# My Movie Meese! *WARNING- IMAGE HEAVY*



## aubbiekins (Jan 16, 2012)

Lol since I'm a huge nerd and this is my first litter, I named all of them after movie/TV characters!

Since I have no idea about colors and stuff, if you guys could put in your input, that would be greatly appreciated! =D

First the 4 boys-

Eric Northman-









James Potter-









Jack Sparrow-









Indiana Jones- 









Now the 5 girls!

Lizbeth Salander-









Lily Luna Potter-









Lavender Brown- 









Katniss Everdeen-









Bellatrix Lestrange-









I will post more later!

Thanks for ya'lls help!


----------



## maddeh (Jul 14, 2011)

Aw so pretty! Eric, James, Jack, Lizbeth, Lily and Bellatrix are all pied (James, Jack, Lizbeth and Bellatrix are black pied, but not sure about the others).
What are their parents? Indiana, Lavendar and Katniss (these are all great names btw lol) are really interesting. I'm not sure if they are a sooty recessive yellow or...? And would assume that the other pied are that colour too. Really not great at IDing but thought I would give my input  
Really like them


----------



## mousery_girl (Nov 13, 2011)

i thought they looked more broken tbh and i love James!!! Great names


----------



## maddeh (Jul 14, 2011)

I thought pied and broken are the same? :S


----------



## SarahY (Nov 6, 2008)

'Pied' simply means colour-and-white whilst 'broken' is a show standard describing small, isolated spots placed randomly over the body. Those mice are pied


----------



## maddeh (Jul 14, 2011)

So broken mice are pied, but bred for specific patterns? Just want to get it clear in my mind


----------



## SarahY (Nov 6, 2008)

Yes that's right, and in exactly the same way Dutch is pied, bred for the Dutch pattern.


----------



## Emfa Mouse (Dec 14, 2011)

OMG I LOVE THOSE NAMES AND THE MICE!! :lol:

PS: is Eric banded?


----------



## Autumn2005 (Apr 21, 2010)

LOL!!!! Reading these names was like taking a tour through fiction!
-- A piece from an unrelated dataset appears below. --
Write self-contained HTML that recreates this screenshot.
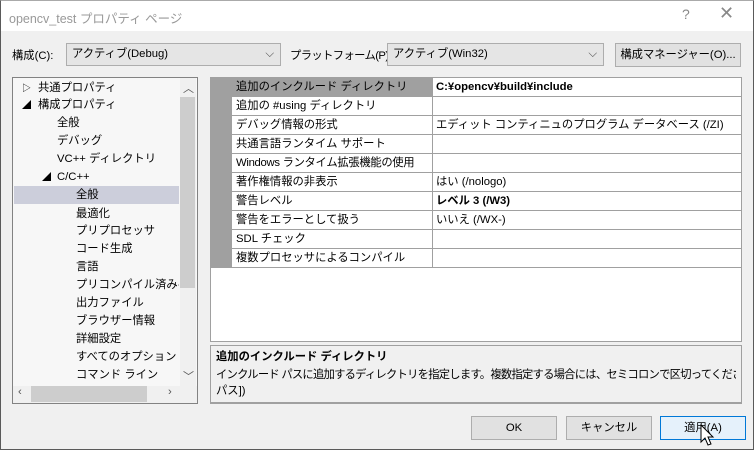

I was actually quite proud that I was able to recognize all the names. It's especially funny because I'm just barely reading The Hunger Games for the first time. Nice babies, I think you have a bunch of blacks and recessive yellows.


----------



## Gill (Sep 16, 2011)

I recognise all the names except Katnis Everdeen. Who is (s)he?


----------



## moustress (Sep 25, 2009)

Extreme cuteness; I like it! Great pix.


----------



## Laigaie (Mar 7, 2011)

Katniss (two s) is from The Hunger Games. The plant katniss (from which the name comes) is what we call arrowhead around here.


----------



## Tikmio (Oct 9, 2011)

I have a baby from a blue tan and an argente that looks exactly like Lizbeth, and shes a girl too!

Looks like you have 3 recessive yellows, some pied bees (just call em that), and a few moo cows.


----------